Information supplied |

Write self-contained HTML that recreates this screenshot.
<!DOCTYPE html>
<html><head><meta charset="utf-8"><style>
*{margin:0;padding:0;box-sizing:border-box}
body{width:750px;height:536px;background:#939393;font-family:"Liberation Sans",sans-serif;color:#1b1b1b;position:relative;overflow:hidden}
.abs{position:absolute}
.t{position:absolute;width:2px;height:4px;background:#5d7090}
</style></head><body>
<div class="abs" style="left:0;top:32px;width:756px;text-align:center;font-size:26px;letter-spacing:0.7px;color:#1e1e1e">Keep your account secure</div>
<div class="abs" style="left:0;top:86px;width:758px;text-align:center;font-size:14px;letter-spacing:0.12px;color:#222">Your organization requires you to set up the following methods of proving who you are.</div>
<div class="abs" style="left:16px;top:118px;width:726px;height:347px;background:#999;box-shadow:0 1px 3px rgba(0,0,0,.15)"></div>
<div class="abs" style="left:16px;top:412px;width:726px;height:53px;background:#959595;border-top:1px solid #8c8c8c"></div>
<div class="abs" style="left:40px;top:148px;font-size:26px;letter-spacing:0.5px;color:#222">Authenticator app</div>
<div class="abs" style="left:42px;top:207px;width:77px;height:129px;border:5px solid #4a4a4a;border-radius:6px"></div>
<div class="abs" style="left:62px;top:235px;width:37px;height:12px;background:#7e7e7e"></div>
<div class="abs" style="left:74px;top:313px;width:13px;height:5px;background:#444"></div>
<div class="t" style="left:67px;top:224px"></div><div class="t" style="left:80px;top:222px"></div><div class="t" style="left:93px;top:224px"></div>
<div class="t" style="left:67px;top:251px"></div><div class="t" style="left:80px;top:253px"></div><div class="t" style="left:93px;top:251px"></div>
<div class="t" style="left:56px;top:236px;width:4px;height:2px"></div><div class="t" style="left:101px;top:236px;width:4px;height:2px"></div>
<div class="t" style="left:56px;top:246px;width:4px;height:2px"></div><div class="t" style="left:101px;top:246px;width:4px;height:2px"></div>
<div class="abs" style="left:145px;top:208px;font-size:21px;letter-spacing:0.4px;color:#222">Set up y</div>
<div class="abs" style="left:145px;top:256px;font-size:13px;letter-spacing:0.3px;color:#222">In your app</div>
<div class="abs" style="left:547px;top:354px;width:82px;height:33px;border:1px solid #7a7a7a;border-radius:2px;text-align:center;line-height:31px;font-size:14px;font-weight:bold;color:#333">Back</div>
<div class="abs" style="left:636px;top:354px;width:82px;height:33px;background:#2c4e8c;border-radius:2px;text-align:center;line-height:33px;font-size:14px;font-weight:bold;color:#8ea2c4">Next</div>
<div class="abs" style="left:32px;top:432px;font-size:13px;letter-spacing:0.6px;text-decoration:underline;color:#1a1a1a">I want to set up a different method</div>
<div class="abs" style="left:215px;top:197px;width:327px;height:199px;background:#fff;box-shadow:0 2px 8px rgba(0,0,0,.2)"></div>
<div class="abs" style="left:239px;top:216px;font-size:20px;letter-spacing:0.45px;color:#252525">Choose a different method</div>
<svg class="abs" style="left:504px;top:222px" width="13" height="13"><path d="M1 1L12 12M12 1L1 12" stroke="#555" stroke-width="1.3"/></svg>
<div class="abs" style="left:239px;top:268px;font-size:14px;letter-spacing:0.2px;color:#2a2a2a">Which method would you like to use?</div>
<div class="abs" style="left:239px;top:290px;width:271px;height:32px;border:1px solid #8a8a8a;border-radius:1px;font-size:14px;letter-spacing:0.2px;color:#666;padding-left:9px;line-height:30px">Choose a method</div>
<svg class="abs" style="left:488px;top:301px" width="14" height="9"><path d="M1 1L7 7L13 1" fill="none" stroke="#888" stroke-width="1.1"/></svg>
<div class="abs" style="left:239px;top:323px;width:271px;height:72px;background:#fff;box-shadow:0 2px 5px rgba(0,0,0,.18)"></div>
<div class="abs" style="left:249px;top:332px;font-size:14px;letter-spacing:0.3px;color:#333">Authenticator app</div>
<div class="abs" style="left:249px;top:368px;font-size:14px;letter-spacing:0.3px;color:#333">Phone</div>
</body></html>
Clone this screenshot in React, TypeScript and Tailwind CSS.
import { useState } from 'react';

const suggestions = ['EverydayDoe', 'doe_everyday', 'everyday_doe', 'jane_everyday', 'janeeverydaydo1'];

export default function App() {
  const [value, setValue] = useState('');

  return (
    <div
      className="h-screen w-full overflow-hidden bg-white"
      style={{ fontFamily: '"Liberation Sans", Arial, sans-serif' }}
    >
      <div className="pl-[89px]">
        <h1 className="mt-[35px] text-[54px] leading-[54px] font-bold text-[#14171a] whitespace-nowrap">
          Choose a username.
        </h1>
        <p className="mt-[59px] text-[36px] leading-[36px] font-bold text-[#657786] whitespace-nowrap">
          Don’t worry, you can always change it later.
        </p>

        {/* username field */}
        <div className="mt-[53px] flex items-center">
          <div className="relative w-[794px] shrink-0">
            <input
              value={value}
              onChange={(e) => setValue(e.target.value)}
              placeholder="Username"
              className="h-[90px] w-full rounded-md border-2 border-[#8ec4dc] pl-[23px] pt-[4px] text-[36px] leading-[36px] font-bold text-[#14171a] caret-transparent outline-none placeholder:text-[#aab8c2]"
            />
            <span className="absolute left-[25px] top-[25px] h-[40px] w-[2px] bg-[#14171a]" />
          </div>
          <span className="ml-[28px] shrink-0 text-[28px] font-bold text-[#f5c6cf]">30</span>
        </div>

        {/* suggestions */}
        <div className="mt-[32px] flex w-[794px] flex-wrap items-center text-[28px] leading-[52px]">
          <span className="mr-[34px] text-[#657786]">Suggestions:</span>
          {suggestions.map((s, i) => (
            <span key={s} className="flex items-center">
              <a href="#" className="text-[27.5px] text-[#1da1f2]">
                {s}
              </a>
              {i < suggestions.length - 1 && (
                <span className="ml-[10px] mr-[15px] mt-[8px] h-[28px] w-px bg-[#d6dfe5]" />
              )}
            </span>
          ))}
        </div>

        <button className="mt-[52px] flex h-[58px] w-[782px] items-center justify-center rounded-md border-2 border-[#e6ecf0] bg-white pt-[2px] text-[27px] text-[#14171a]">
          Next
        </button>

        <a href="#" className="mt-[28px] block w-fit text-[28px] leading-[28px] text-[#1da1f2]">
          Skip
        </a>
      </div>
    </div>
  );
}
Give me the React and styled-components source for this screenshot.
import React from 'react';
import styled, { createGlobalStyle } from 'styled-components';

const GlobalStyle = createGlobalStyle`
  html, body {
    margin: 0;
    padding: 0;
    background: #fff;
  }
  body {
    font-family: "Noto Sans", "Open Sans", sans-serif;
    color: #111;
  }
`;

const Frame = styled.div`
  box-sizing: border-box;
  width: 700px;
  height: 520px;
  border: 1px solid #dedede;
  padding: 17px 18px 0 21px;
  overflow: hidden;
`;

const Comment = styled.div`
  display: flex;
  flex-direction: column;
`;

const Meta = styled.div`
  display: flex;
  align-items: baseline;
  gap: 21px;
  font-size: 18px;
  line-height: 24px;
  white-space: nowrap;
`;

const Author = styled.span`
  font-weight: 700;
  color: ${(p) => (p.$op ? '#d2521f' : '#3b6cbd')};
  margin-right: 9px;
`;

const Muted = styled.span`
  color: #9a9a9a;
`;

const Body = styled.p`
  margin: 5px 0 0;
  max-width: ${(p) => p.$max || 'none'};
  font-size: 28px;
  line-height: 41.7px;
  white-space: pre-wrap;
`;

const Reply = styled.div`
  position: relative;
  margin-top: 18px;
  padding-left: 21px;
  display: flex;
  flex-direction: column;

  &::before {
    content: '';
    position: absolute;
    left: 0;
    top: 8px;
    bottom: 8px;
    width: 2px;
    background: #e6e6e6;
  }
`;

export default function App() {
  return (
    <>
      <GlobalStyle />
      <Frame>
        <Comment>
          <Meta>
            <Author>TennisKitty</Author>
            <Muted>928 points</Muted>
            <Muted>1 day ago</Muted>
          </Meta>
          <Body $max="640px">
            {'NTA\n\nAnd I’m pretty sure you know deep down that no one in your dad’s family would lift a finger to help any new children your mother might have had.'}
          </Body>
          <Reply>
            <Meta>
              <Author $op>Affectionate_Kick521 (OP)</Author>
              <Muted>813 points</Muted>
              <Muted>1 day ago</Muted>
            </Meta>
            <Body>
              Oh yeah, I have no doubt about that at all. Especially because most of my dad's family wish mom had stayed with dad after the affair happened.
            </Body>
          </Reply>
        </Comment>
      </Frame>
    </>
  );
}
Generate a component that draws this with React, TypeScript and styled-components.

Prompt |
Of the entries above, repeat exactly the lines from the line with "Clone this screenshot" through the line with "const [value, setValue] = useState('');", both of them included.

Output for this exercise |
Clone this screenshot in React, TypeScript and Tailwind CSS.
import { useState } from 'react';

const suggestions = ['EverydayDoe', 'doe_everyday', 'everyday_doe', 'jane_everyday', 'janeeverydaydo1'];

export default function App() {
  const [value, setValue] = useState('');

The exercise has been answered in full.